Florida v. Royer, 460 U.S. 491 (1983), was a U.S. Supreme Court case dealing with issues involving the Fourth Amendment. Specifically, the case establishes a firm line in cases where police conduct search and seizure without a warrant. The court ruled that, while it is legal for authorities to target and approach a person based on their behavior, absent more, they cannot detain or search such individual without a warrant.

Background Information

In January 1978, two undercover officers approached the plaintiff, Mr. Royer, at the Miami International Airport because he fit a drug courier profile: He was a casually dressed, nervous young man carrying heavy luggage. Also, he paid cash for his ticket and filled out his baggage tag only with a name and destination.

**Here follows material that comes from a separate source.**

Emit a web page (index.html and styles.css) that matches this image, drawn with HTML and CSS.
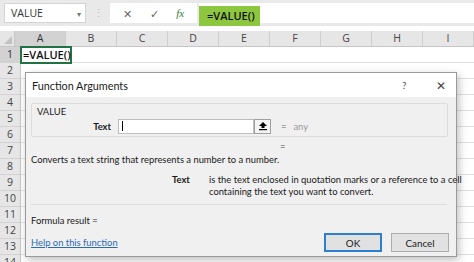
FILE: index.html
```html
<!DOCTYPE html>
<html lang="en">
<head>
    <meta charset="UTF-8">
    <title>Function Arguments</title>
    <link rel="stylesheet" href="styles.css">
</head>
<body>
    <div class="toolbar">
        <div class="namebox">
            <span>VALUE</span>
            <span class="drop">&#9662;</span>
        </div>
        <div class="grip">&#8942;</div>
        <div class="fxbox">
            <span class="ico">&#10005;</span>
            <span class="ico">&#10003;</span>
            <span class="ico fx">fx</span>
        </div>
        <div class="formula">
            <span class="hl">=VALUE()</span>
        </div>
    </div>

    <div class="sheet">
        <div class="colhead">
            <div class="corner"><span class="tri"></span></div>
            <div class="col sel">A</div>
            <div class="col">B</div>
            <div class="col">C</div>
            <div class="col">D</div>
            <div class="col">E</div>
            <div class="col">F</div>
            <div class="col">G</div>
            <div class="col">H</div>
            <div class="col">I</div>
        </div>
        <div class="rows" id="rows"></div>
        <div class="active">=VALUE()</div>

        <div class="dialog">
            <div class="titlebar">
                <span>Function Arguments</span>
                <span class="q">?</span>
                <span class="x">&#10005;</span>
            </div>
            <div class="body">
                <div class="group">
                    <div class="glabel">VALUE</div>
                    <div class="arg">
                        <span class="argname">Text</span>
                        <div class="input"><span class="caret"></span></div>
                        <div class="pick">
                            <svg width="10" height="10" viewBox="0 0 10 10">
                                <path d="M5 1 L9 5 L6.5 5 L6.5 7 L3.5 7 L3.5 5 L1 5 Z" fill="#000"/>
                                <rect x="1" y="8" width="8" height="1.2" fill="#000"/>
                            </svg>
                        </div>
                        <span class="eq">=</span>
                        <span class="any">any</span>
                    </div>
                </div>
                <div class="eq2">=</div>
                <div class="desc">Converts a text string that represents a number to a number.</div>
                <div class="argdesc">
                    <span class="argb">Text</span>
                    <span>is the text enclosed in quotation marks or a reference to a cell<br>containing the text you want to convert.</span>
                </div>
                <div class="sep"></div>
                <div class="result">Formula result =</div>
                <div class="foot">
                    <a href="#" class="help">Help on this function</a>
                    <button class="btn ok">OK</button>
                    <button class="btn">Cancel</button>
                </div>
            </div>
        </div>
    </div>

    <script>
        const rows = document.getElementById('rows');
        for (let i = 1; i <= 14; i++) {
            const r = document.createElement('div');
            r.className = 'row';
            r.innerHTML = `<div class="rowhead${i === 1 ? ' sel' : ''}">${i}</div>`;
            rows.appendChild(r);
        }
    </script>
</body>
</html>
```

FILE: styles.css
```css
body {
    margin: 0;
    width: 474px;
    height: 262px;
    overflow: hidden;
    background: #fff;
    font-family: "Open Sans", "Noto Sans", sans-serif;
    color: #222;
}
.toolbar {
    height: 26px;
    background: #e9e9e9;
    display: flex;
    align-items: flex-start;
    padding-top: 3px;
    box-sizing: border-box;
}
.namebox {
    margin-left: 4px;
    width: 82px;
    height: 20px;
    background: #fff;
    border: 1px solid #d4d4d4;
    box-sizing: border-box;
    display: flex;
    align-items: center;
    justify-content: space-between;
    padding: 0 4px 0 6px;
    font-size: 10.5px;
    color: #333;
}
.drop {
    font-size: 8px;
    color: #777;
}
.grip {
    width: 24px;
    text-align: center;
    color: #bbb;
    font-size: 11px;
    line-height: 20px;
}
.fxbox {
    width: 87px;
    height: 20px;
    background: #fff;
    display: flex;
    align-items: center;
    justify-content: space-around;
    padding: 0 4px;
    box-sizing: border-box;
}
.ico {
    color: #666;
    font-size: 11px;
}
.fx {
    color: #3a7d3a;
    font-style: italic;
    font-family: "Liberation Serif", serif;
    font-size: 11px;
}
.formula {
    flex: 1;
    height: 20px;
    margin-left: 2px;
    background: #fff;
}
.hl {
    display: inline-block;
    height: 20px;
    line-height: 20px;
    padding: 0 5px 0 8px;
    background: #8dc63f;
    font-size: 11px;
    font-weight: 600;
    color: #111;
}
.sheet {
    position: relative;
    margin-top: 5px;
}
.colhead {
    display: flex;
    height: 16px;
    background: #e6e6e6;
    border-bottom: 1px solid #c6c6c6;
    box-sizing: border-box;
}
.corner {
    width: 21px;
    position: relative;
    border-right: 1px solid #c6c6c6;
    box-sizing: border-box;
}
.tri {
    position: absolute;
    right: 2px;
    bottom: 2px;
    border-left: 8px solid transparent;
    border-bottom: 8px solid #c2c2c2;
}
.col {
    width: 51px;
    flex: none;
    text-align: center;
    font-size: 10.5px;
    line-height: 15px;
    color: #444;
    border-right: 1px solid #cfcfcf;
    box-sizing: border-box;
}
.col.sel {
    background: #d2d2d2;
    color: #333;
}
.row {
    height: 16px;
    border-bottom: 1px solid #e2e2e2;
    box-sizing: border-box;
}
.rowhead {
    width: 21px;
    height: 16px;
    background: #e6e6e6;
    border-right: 1px solid #c6c6c6;
    border-bottom: 1px solid #d2d2d2;
    box-sizing: border-box;
    text-align: center;
    font-size: 10.5px;
    line-height: 15px;
    color: #444;
}
.rowhead.sel {
    background: #d2d2d2;
    color: #333;
}
.active {
    position: absolute;
    left: 20px;
    top: 15px;
    width: 52px;
    height: 18px;
    border: 2px solid #217346;
    box-sizing: border-box;
    font-size: 11px;
    font-weight: 600;
    line-height: 14px;
    padding-left: 1px;
    color: #111;
    background: #fff;
}
.dialog {
    position: absolute;
    left: 25px;
    top: 41px;
    width: 432px;
    height: 185px;
    border: 1px solid #9a9a9a;
    box-sizing: border-box;
    background: #f0f0f0;
    box-shadow: 2px 3px 8px rgba(0,0,0,0.25);
    font-family: Lato, "Open Sans", sans-serif;
    font-size: 9.4px;
    color: #1a1a1a;
}
.titlebar {
    height: 24px;
    background: #fff;
    display: flex;
    align-items: center;
    padding: 0 0 0 6px;
    font-size: 10.8px;
}
.titlebar span:first-child {
    flex: 1;
}
.q {
    width: 34px;
    color: #555;
    font-size: 10px;
}
.x {
    width: 20px;
    color: #444;
    font-size: 12px;
}
.body {
    padding: 6px 6px 0 5px;
}
.group {
    border: 1px solid #dcdcdc;
    border-radius: 2px;
    height: 34px;
    box-sizing: border-box;
    padding: 2px 5px;
    margin-right: 2px;
}
.glabel {
    line-height: 12px;
}
.arg {
    display: flex;
    align-items: center;
    height: 16px;
}
.argname {
    width: 74px;
    text-align: right;
    font-weight: 700;
    padding-right: 7px;
}
.input {
    width: 136px;
    height: 15px;
    background: #fff;
    border: 1px solid #bdbdbd;
    box-sizing: border-box;
    display: flex;
    align-items: center;
    padding-left: 3px;
}
.caret {
    width: 1px;
    height: 10px;
    background: #000;
}
.pick {
    width: 17px;
    height: 15px;
    border: 1px solid #a0a0a0;
    background: #f4f4f4;
    box-sizing: border-box;
    display: flex;
    align-items: center;
    justify-content: center;
}
.eq {
    margin-left: 10px;
    color: #666;
}
.any {
    margin-left: 7px;
    color: #9a9a9a;
}
.eq2 {
    margin-top: 4px;
    padding-left: 249px;
    height: 12px;
    line-height: 12px;
    color: #444;
}
.desc {
    margin-top: 1px;
    line-height: 12px;
}
.argdesc {
    display: flex;
    margin-top: 8px;
    margin-right: -6px;
    padding-left: 141px;
    line-height: 12px;
    white-space: nowrap;
}
.argb {
    font-weight: 700;
    width: 37px;
    flex: none;
}
.sep {
    height: 1px;
    background: #dcdcdc;
    margin: 6px 3px 0 0;
}
.result {
    margin-top: 10px;
    line-height: 12px;
}
.foot {
    display: flex;
    align-items: center;
    margin-top: 6px;
}
.help {
    flex: 1;
    color: #2a6bb5;
}
.btn {
    width: 58px;
    height: 19px;
    margin-left: 9px;
    border: 1px solid #adadad;
    background: #e1e1e1;
    font-family: inherit;
    font-size: 9.8px;
    color: #1a1a1a;
    padding: 0;
}
.btn.ok {
    border: 2px solid #2c7fcf;
}
.btn:last-child {
    margin-right: 1px;
}
```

The officers identified themselves and asked if he would speak with them. He consented and, at their request, produced his airline ticket and his driver's license. He became visibly nervous when the officers noted that the ticket and driver's license bore different names, and then they told him they suspected him of transporting narcotics.

Without returning his ticket or license, they asked him to accompany them to a small room off the concourse. He said nothing in response but went with them. Without his consent, they retrieved his luggage and brought it to the room. When asked if he would consent to a search of his suitcases, again he did not speak, but handed the officers a key. When the officers opened the suitcase, they discovered it contained marijuana.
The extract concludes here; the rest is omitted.